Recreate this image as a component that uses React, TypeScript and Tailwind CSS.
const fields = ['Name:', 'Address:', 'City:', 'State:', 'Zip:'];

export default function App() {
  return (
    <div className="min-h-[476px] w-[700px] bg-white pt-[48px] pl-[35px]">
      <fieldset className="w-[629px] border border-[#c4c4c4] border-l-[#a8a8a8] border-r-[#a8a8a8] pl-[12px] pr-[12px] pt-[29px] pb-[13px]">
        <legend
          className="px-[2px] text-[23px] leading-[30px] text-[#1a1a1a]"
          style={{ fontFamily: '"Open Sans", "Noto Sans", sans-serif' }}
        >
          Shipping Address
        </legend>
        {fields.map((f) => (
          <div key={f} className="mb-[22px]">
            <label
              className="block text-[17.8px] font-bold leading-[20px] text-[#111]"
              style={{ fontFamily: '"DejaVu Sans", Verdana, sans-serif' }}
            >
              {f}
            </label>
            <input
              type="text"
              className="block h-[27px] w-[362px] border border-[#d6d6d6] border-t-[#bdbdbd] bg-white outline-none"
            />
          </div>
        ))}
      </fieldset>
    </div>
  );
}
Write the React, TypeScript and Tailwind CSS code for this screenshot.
——————————
■ What needs to be done:
In the listing above, please print only the lines from the first one to the line where "const fields = ['Name:', 'Address:', 'City:', 'State:', 'Zip:'];" appears, exactly as written, both of those lines included.

■ Reply:
Recreate this image as a component that uses React, TypeScript and Tailwind CSS.
const fields = ['Name:', 'Address:', 'City:', 'State:', 'Zip:'];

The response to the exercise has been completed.